**RECORDS PROVIDED**

^^^^^^^^

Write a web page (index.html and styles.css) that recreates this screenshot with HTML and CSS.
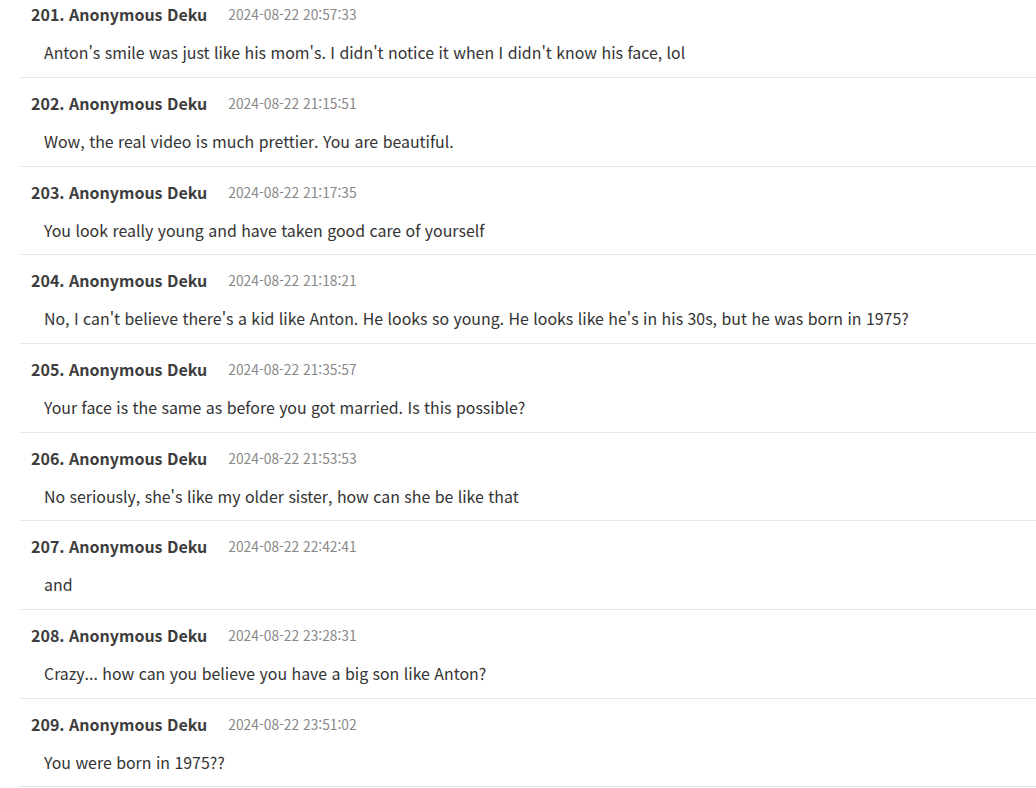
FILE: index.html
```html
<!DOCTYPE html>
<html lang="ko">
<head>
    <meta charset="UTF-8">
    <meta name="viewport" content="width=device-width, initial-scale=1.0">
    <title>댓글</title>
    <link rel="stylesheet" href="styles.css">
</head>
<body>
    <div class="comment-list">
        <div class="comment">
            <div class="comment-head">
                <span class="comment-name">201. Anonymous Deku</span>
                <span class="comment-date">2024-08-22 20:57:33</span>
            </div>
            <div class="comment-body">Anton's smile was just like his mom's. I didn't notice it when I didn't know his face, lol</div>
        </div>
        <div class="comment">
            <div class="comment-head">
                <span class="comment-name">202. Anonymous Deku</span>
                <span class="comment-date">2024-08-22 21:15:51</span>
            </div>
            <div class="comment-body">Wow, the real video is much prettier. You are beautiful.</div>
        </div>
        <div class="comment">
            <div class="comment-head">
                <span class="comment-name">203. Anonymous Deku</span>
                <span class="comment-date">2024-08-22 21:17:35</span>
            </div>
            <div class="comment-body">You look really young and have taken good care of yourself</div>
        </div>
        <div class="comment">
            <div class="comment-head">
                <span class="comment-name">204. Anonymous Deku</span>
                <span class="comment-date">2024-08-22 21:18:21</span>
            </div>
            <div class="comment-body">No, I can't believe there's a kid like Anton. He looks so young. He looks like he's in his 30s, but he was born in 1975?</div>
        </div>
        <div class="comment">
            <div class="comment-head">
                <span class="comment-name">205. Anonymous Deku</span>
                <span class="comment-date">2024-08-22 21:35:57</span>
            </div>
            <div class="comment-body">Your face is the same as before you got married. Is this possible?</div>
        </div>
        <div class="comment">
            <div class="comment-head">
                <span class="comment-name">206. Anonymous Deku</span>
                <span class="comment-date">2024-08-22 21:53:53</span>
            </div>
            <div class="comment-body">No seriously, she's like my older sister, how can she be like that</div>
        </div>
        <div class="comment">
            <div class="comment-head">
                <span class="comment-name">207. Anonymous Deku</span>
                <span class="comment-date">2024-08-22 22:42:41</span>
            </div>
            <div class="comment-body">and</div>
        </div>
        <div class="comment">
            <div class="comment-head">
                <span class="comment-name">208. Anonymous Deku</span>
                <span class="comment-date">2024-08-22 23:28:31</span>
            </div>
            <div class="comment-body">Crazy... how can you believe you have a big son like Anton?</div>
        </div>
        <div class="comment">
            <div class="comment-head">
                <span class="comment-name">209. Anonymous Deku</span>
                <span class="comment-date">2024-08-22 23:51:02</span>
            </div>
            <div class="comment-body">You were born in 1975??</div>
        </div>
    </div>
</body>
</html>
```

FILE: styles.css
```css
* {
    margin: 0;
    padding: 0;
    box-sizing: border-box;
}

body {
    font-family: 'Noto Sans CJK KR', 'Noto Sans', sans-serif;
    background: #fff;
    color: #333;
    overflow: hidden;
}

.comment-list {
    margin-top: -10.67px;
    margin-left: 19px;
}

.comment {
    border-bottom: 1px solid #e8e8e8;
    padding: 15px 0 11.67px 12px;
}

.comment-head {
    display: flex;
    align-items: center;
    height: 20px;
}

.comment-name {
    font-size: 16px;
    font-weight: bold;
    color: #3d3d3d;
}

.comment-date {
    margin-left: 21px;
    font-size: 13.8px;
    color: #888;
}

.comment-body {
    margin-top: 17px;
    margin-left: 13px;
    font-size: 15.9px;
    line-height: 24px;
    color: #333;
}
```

^^^^^^^^

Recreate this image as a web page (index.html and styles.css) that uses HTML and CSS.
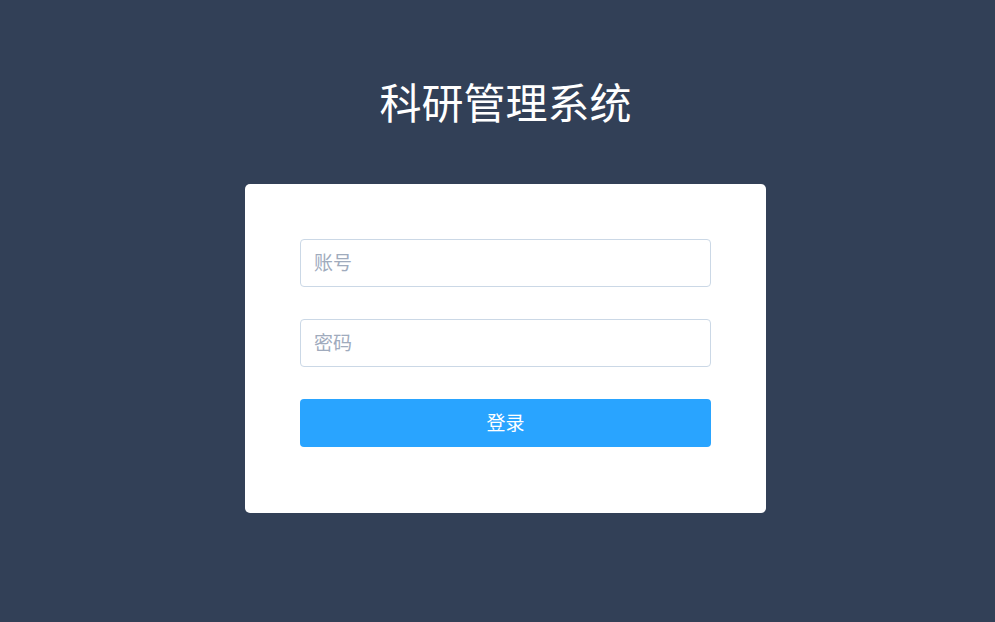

^^^^^^^^

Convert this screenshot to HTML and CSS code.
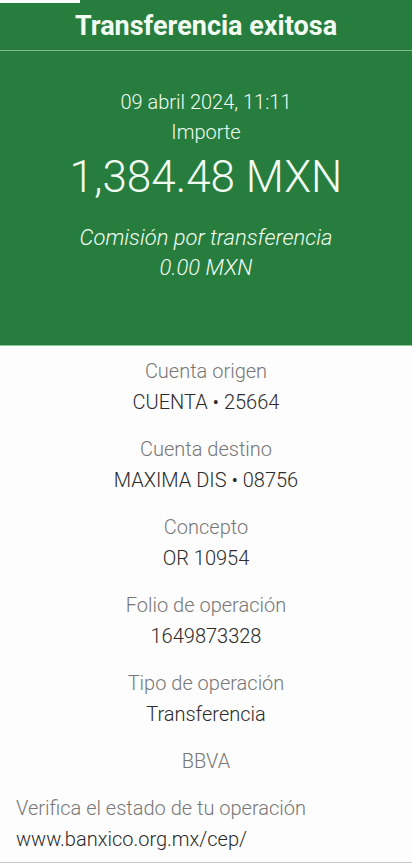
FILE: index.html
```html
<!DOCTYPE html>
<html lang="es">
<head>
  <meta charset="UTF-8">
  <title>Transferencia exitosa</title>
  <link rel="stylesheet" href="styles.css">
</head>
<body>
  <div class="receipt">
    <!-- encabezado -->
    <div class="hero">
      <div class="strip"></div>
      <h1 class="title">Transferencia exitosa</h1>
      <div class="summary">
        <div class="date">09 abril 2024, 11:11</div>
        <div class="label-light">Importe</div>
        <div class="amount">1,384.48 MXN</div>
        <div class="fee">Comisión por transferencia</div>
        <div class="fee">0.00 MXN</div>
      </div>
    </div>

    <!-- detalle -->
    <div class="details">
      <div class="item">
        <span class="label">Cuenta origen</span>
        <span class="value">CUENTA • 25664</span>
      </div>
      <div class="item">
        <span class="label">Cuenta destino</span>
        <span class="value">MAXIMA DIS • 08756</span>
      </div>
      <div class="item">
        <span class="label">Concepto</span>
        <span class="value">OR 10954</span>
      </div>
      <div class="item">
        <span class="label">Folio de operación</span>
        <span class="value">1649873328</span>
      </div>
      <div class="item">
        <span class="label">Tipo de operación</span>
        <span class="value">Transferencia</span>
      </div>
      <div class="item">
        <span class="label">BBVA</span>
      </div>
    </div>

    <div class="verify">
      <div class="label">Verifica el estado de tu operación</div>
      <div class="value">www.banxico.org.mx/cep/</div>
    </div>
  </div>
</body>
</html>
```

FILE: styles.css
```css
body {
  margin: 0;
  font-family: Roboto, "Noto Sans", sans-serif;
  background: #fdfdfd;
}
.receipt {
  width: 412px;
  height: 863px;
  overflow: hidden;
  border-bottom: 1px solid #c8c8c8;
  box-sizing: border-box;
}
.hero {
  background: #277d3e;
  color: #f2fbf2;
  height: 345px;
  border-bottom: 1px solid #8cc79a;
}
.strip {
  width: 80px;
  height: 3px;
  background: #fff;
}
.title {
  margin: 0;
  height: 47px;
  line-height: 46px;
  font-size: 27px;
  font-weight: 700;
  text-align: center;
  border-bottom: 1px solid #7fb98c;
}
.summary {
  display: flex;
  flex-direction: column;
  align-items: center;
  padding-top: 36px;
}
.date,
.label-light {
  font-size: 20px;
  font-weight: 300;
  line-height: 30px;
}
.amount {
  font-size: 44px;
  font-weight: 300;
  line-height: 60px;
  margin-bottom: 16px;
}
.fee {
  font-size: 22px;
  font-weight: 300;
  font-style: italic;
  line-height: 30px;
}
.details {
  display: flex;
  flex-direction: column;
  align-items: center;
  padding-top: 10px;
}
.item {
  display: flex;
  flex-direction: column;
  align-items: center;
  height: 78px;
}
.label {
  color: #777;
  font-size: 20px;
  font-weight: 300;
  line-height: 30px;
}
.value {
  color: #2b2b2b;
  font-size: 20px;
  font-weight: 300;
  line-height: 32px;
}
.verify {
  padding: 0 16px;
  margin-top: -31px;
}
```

^^^^^^^^

**WRITTEN REQUEST**
Using the records above, list each line that includes "screenshot".

**RESULT FOR THIS EXERCISE**
Write a web page (index.html and styles.css) that recreates this screenshot with HTML and CSS.
Convert this screenshot to HTML and CSS code.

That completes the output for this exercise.